* Requirements:
Below is some material; set it all down exactly, apart from the pictures.

:::

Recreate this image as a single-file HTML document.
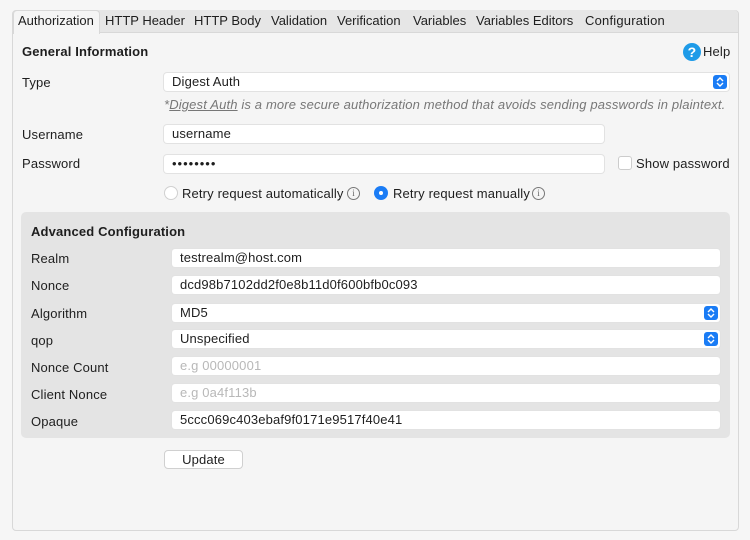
<!DOCTYPE html>
<html><head><meta charset="utf-8"><style>
*{box-sizing:border-box;margin:0;padding:0}
body{width:750px;height:540px;background:#f6f6f6;font-family:"Liberation Sans",sans-serif;font-size:13px;letter-spacing:0.15px;color:#1e1e1e;position:relative;overflow:hidden}
.a{position:absolute;white-space:nowrap}
.panel{position:absolute;left:12px;top:10px;width:727px;height:521px;background:#f5f5f5;border:1px solid #d8d8d8;border-radius:4px}
.tabs{position:absolute;left:13px;top:10px;width:725px;height:23px;background:#e6e6e6;border-bottom:1px solid #d8d8d8;border-radius:4px 4px 0 0}
.tab{position:absolute;top:13px;font-size:13px;letter-spacing:0}
.act{position:absolute;left:13px;top:10px;width:87px;height:24px;background:#f5f5f5;border:1px solid #d8d8d8;border-bottom:none;border-radius:4px 4px 0 0}
.in{position:absolute;background:#fff;border-radius:3px;box-shadow:0 0 0 1px #e2e2e2;padding-left:8px;line-height:18px;height:18px}
.ph{color:#b8b8b8}
.sel{position:absolute;right:2px;top:2px;width:14px;height:14px;background:#1a7cf5;border-radius:3px}
.b{font-weight:bold}
.adv{position:absolute;left:21px;top:212px;width:709px;height:226px;background:#e4e4e4;border-radius:5px}
.info{position:absolute;width:13px;height:13px;border:1px solid #777;border-radius:50%;font-size:9px;line-height:11px;text-align:center;color:#666;font-family:"Liberation Serif",serif;letter-spacing:0}
</style></head><body>
<div class="panel"></div>
<div class="tabs"></div>
<div class="act"></div>
<div class="a tab" style="left:18px">Authorization</div>
<div class="a tab" style="left:105px">HTTP Header</div>
<div class="a tab" style="left:194px">HTTP Body</div>
<div class="a tab" style="left:271px">Validation</div>
<div class="a tab" style="left:337px">Verification</div>
<div class="a tab" style="left:413px">Variables</div>
<div class="a tab" style="left:476px">Variables Editors</div>
<div class="a tab" style="left:585px;letter-spacing:0.2px">Configuration</div>

<div class="a b" style="left:22px;top:44px">General Information</div>
<div class="a" style="left:683px;top:43px;width:18px;height:18px;border-radius:50%;background:#1e9be8;color:#fff;font-weight:bold;text-align:center;line-height:18px;font-size:14px">?</div>
<div class="a" style="left:703px;top:44px">Help</div>

<div class="a" style="left:22px;top:75px">Type</div>
<div class="in" style="left:164px;top:73px;width:565px">Digest Auth<svg class="sel" viewBox="0 0 14 14"><path d="M4 6l3-3 3 3M4 8l3 3 3-3" stroke="#fff" stroke-width="1.4" fill="none"/></svg></div>
<div class="a" style="left:164px;top:97px;font-style:italic;color:#777">*<span style="text-decoration:underline">Digest Auth</span> is a more secure authorization method that avoids sending passwords in plaintext.</div>

<div class="a" style="left:22px;top:127px">Username</div>
<div class="in" style="left:164px;top:125px;width:440px">username</div>
<div class="a" style="left:22px;top:156px">Password</div>
<div class="in" style="left:164px;top:155px;width:440px;letter-spacing:1px">••••••••</div>
<div class="a" style="left:618px;top:156px;width:14px;height:14px;background:#fff;border:1px solid #ccc;border-radius:3px"></div>
<div class="a" style="left:636px;top:156px">Show password</div>

<div class="a" style="left:164px;top:186px;width:14px;height:14px;background:#fff;border:1px solid #d0d0d0;border-radius:50%"></div>
<div class="a" style="left:182px;top:186px">Retry request automatically</div>
<div class="info" style="left:347px;top:187px">i</div>
<div class="a" style="left:374px;top:186px;width:14px;height:14px;background:#1a7cf5;border-radius:50%"><div style="position:absolute;left:5px;top:5px;width:4px;height:4px;background:#fff;border-radius:50%"></div></div>
<div class="a" style="left:393px;top:186px">Retry request manually</div>
<div class="info" style="left:532px;top:187px">i</div>

<div class="adv"></div>
<div class="a b" style="left:31px;top:224px">Advanced Configuration</div>
<div class="a" style="left:31px;top:251px">Realm</div>
<div class="in" style="left:172px;top:249px;width:548px">testrealm@host.com</div>
<div class="a" style="left:31px;top:278px">Nonce</div>
<div class="in" style="left:172px;top:276px;width:548px">dcd98b7102dd2f0e8b11d0f600bfb0c093</div>
<div class="a" style="left:31px;top:306px">Algorithm</div>
<div class="in" style="left:172px;top:304px;width:548px">MD5<svg class="sel" viewBox="0 0 14 14"><path d="M4 6l3-3 3 3M4 8l3 3 3-3" stroke="#fff" stroke-width="1.4" fill="none"/></svg></div>
<div class="a" style="left:31px;top:333px">qop</div>
<div class="in" style="left:172px;top:330px;width:548px">Unspecified<svg class="sel" viewBox="0 0 14 14"><path d="M4 6l3-3 3 3M4 8l3 3 3-3" stroke="#fff" stroke-width="1.4" fill="none"/></svg></div>
<div class="a" style="left:31px;top:360px">Nonce Count</div>
<div class="in ph" style="left:172px;top:357px;width:548px">e.g 00000001</div>
<div class="a" style="left:31px;top:387px">Client Nonce</div>
<div class="in ph" style="left:172px;top:384px;width:548px">e.g 0a4f113b</div>
<div class="a" style="left:31px;top:414px">Opaque</div>
<div class="in" style="left:172px;top:411px;width:548px">5ccc069c403ebaf9f0171e9517f40e41</div>

<div class="a" style="left:164px;top:450px;width:79px;height:19px;background:#fff;border:1px solid #d0d0d0;border-radius:4px;text-align:center;line-height:17px">Update</div>
</body></html>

:::

* Response:
Recreate this image as a single-file HTML document.
<!DOCTYPE html>
<html><head><meta charset="utf-8"><style>
*{box-sizing:border-box;margin:0;padding:0}
body{width:750px;height:540px;background:#f6f6f6;font-family:"Liberation Sans",sans-serif;font-size:13px;letter-spacing:0.15px;color:#1e1e1e;position:relative;overflow:hidden}
.a{position:absolute;white-space:nowrap}
.panel{position:absolute;left:12px;top:10px;width:727px;height:521px;background:#f5f5f5;border:1px solid #d8d8d8;border-radius:4px}
.tabs{position:absolute;left:13px;top:10px;width:725px;height:23px;background:#e6e6e6;border-bottom:1px solid #d8d8d8;border-radius:4px 4px 0 0}
.tab{position:absolute;top:13px;font-size:13px;letter-spacing:0}
.act{position:absolute;left:13px;top:10px;width:87px;height:24px;background:#f5f5f5;border:1px solid #d8d8d8;border-bottom:none;border-radius:4px 4px 0 0}
.in{position:absolute;background:#fff;border-radius:3px;box-shadow:0 0 0 1px #e2e2e2;padding-left:8px;line-height:18px;height:18px}
.ph{color:#b8b8b8}
.sel{position:absolute;right:2px;top:2px;width:14px;height:14px;background:#1a7cf5;border-radius:3px}
.b{font-weight:bold}
.adv{position:absolute;left:21px;top:212px;width:709px;height:226px;background:#e4e4e4;border-radius:5px}
.info{position:absolute;width:13px;height:13px;border:1px solid #777;border-radius:50%;font-size:9px;line-height:11px;text-align:center;color:#666;font-family:"Liberation Serif",serif;letter-spacing:0}
</style></head><body>
<div class="panel"></div>
<div class="tabs"></div>
<div class="act"></div>
<div class="a tab" style="left:18px">Authorization</div>
<div class="a tab" style="left:105px">HTTP Header</div>
<div class="a tab" style="left:194px">HTTP Body</div>
<div class="a tab" style="left:271px">Validation</div>
<div class="a tab" style="left:337px">Verification</div>
<div class="a tab" style="left:413px">Variables</div>
<div class="a tab" style="left:476px">Variables Editors</div>
<div class="a tab" style="left:585px;letter-spacing:0.2px">Configuration</div>

<div class="a b" style="left:22px;top:44px">General Information</div>
<div class="a" style="left:683px;top:43px;width:18px;height:18px;border-radius:50%;background:#1e9be8;color:#fff;font-weight:bold;text-align:center;line-height:18px;font-size:14px">?</div>
<div class="a" style="left:703px;top:44px">Help</div>

<div class="a" style="left:22px;top:75px">Type</div>
<div class="in" style="left:164px;top:73px;width:565px">Digest Auth<svg class="sel" viewBox="0 0 14 14"><path d="M4 6l3-3 3 3M4 8l3 3 3-3" stroke="#fff" stroke-width="1.4" fill="none"/></svg></div>
<div class="a" style="left:164px;top:97px;font-style:italic;color:#777">*<span style="text-decoration:underline">Digest Auth</span> is a more secure authorization method that avoids sending passwords in plaintext.</div>

<div class="a" style="left:22px;top:127px">Username</div>
<div class="in" style="left:164px;top:125px;width:440px">username</div>
<div class="a" style="left:22px;top:156px">Password</div>
<div class="in" style="left:164px;top:155px;width:440px;letter-spacing:1px">••••••••</div>
<div class="a" style="left:618px;top:156px;width:14px;height:14px;background:#fff;border:1px solid #ccc;border-radius:3px"></div>
<div class="a" style="left:636px;top:156px">Show password</div>

<div class="a" style="left:164px;top:186px;width:14px;height:14px;background:#fff;border:1px solid #d0d0d0;border-radius:50%"></div>
<div class="a" style="left:182px;top:186px">Retry request automatically</div>
<div class="info" style="left:347px;top:187px">i</div>
<div class="a" style="left:374px;top:186px;width:14px;height:14px;background:#1a7cf5;border-radius:50%"><div style="position:absolute;left:5px;top:5px;width:4px;height:4px;background:#fff;border-radius:50%"></div></div>
<div class="a" style="left:393px;top:186px">Retry request manually</div>
<div class="info" style="left:532px;top:187px">i</div>

<div class="adv"></div>
<div class="a b" style="left:31px;top:224px">Advanced Configuration</div>
<div class="a" style="left:31px;top:251px">Realm</div>
<div class="in" style="left:172px;top:249px;width:548px">testrealm@host.com</div>
<div class="a" style="left:31px;top:278px">Nonce</div>
<div class="in" style="left:172px;top:276px;width:548px">dcd98b7102dd2f0e8b11d0f600bfb0c093</div>
<div class="a" style="left:31px;top:306px">Algorithm</div>
<div class="in" style="left:172px;top:304px;width:548px">MD5<svg class="sel" viewBox="0 0 14 14"><path d="M4 6l3-3 3 3M4 8l3 3 3-3" stroke="#fff" stroke-width="1.4" fill="none"/></svg></div>
<div class="a" style="left:31px;top:333px">qop</div>
<div class="in" style="left:172px;top:330px;width:548px">Unspecified<svg class="sel" viewBox="0 0 14 14"><path d="M4 6l3-3 3 3M4 8l3 3 3-3" stroke="#fff" stroke-width="1.4" fill="none"/></svg></div>
<div class="a" style="left:31px;top:360px">Nonce Count</div>
<div class="in ph" style="left:172px;top:357px;width:548px">e.g 00000001</div>
<div class="a" style="left:31px;top:387px">Client Nonce</div>
<div class="in ph" style="left:172px;top:384px;width:548px">e.g 0a4f113b</div>
<div class="a" style="left:31px;top:414px">Opaque</div>
<div class="in" style="left:172px;top:411px;width:548px">5ccc069c403ebaf9f0171e9517f40e41</div>

<div class="a" style="left:164px;top:450px;width:79px;height:19px;background:#fff;border:1px solid #d0d0d0;border-radius:4px;text-align:center;line-height:17px">Update</div>
</body></html>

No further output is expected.